Wednesday, August 09, 2017

A friend sent this about testing

We have a system of education based on standardized testing but standardized testing is a very poor way to measure what children know. This link comes from a retired science teacher friend and fellow box maker:
Whether you’re trying to measure proficiency or growth, standardized tests are not the answer.
I am ready for my third day of teaching at the Connecticut Valley School of Woodworking and am beginning to spell Connecticut without spell check. It's a state whose spelling gets a bit of getting used to. But just as I'm spelling Connecticut with greater certainty, human beings are constantly engaged in a process of applying certainty to uncertain things.

 My students have their first boxes hinged. Mistakes have been made. Lessons have been learned and we've been enjoying being together in a creative process.
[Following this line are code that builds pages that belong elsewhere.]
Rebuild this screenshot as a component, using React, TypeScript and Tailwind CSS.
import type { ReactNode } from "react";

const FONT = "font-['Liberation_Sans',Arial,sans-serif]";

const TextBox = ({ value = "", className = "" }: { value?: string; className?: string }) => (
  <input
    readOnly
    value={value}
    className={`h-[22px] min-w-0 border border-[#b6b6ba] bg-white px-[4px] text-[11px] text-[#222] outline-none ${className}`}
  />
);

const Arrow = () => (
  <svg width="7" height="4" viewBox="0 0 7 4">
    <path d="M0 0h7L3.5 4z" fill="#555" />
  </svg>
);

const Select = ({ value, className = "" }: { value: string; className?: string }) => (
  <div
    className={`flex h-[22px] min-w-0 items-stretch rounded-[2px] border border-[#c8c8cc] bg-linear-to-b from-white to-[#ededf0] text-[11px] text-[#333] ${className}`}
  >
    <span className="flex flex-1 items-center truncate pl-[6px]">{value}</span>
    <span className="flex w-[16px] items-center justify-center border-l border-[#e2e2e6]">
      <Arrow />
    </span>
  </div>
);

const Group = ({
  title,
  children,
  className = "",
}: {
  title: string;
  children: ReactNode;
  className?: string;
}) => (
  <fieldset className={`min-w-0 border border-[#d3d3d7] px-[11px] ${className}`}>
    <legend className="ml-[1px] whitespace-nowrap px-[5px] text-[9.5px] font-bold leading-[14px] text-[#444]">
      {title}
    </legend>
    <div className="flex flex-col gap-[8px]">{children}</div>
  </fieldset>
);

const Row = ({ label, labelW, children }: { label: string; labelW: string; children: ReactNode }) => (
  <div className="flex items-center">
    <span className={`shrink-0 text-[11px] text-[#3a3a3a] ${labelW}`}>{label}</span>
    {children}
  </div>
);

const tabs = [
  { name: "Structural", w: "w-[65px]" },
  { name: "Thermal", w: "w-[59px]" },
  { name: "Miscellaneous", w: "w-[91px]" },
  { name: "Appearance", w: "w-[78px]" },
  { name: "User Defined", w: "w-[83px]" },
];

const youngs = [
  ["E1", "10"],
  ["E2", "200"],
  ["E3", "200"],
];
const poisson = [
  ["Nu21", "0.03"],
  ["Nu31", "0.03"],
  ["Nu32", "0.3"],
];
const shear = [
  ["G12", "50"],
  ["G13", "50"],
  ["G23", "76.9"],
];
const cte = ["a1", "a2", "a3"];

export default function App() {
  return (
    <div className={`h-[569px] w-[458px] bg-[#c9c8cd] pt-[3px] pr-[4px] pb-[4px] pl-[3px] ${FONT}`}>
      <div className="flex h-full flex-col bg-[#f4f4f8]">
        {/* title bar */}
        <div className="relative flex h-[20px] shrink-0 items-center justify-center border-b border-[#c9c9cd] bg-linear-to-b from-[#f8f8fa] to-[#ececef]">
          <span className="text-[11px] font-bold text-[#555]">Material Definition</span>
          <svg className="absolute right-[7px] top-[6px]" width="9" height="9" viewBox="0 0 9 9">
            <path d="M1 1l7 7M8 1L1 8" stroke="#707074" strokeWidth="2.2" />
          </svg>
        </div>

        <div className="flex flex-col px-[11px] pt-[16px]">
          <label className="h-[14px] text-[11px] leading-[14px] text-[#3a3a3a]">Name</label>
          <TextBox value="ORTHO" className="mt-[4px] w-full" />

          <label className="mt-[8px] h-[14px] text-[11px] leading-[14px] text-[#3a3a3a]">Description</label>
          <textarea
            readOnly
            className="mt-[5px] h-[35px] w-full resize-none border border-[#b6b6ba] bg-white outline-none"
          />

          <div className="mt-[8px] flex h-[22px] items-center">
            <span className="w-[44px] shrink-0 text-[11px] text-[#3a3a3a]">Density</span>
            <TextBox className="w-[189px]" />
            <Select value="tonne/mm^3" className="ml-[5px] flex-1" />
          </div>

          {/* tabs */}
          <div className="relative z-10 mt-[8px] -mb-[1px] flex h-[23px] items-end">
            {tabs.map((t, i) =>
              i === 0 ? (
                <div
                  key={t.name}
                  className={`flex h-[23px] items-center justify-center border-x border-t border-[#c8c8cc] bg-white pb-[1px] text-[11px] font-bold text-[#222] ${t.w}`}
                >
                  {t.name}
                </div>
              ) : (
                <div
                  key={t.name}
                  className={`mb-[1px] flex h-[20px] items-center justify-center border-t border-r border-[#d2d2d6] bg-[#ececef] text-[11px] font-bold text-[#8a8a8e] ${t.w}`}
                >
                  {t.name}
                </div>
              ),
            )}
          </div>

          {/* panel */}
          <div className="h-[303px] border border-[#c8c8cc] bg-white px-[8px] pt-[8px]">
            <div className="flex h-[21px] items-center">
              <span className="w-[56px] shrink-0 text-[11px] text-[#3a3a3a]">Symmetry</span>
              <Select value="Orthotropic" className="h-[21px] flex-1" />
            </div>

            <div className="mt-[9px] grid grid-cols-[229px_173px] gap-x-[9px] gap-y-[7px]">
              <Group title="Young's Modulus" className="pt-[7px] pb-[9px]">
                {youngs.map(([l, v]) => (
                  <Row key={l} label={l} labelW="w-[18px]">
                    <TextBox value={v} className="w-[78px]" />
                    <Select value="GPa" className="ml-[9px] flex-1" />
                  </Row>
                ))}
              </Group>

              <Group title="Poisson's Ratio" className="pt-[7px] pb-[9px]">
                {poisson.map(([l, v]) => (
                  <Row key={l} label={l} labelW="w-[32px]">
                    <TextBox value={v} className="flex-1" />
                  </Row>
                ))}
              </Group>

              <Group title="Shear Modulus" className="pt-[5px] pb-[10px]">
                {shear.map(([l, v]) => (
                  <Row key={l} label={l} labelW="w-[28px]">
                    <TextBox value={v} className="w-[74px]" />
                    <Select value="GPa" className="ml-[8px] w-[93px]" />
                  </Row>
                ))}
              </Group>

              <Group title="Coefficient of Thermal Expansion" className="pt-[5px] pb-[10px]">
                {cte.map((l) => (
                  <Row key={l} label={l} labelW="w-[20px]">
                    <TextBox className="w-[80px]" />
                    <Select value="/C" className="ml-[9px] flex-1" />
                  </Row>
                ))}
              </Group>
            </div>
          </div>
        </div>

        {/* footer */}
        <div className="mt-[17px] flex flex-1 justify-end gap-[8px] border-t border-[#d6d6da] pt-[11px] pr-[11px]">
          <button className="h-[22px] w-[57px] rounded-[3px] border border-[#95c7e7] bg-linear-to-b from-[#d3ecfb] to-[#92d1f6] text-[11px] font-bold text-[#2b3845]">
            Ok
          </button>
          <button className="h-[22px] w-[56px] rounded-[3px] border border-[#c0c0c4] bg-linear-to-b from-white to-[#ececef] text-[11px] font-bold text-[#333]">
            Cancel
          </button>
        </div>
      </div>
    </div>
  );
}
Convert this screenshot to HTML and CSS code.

That should serve as a model for American education.

The following is from Charles H. Hamm, Mind and Hand, 1886:
It is the most astounding fact of history that education has been confined to abstractions. The schools have taught history, mathematics, language and literature and the sciences to the utter exclusion of the arts, not withstanding the obvious fact that it is through the arts alone that other branches of learning touch human life... In a word, public education stops at the exact point where it should begin to apply the theories it has imparted... At this point the school of mental and manual training combined--the Ideal School--begins; not only books but tools are put in to the hands of the pupil, with this injunction of Comenius; "Let those things that have to be done be learned by doing them."
Make, fix, create, and assist others in learning likewise.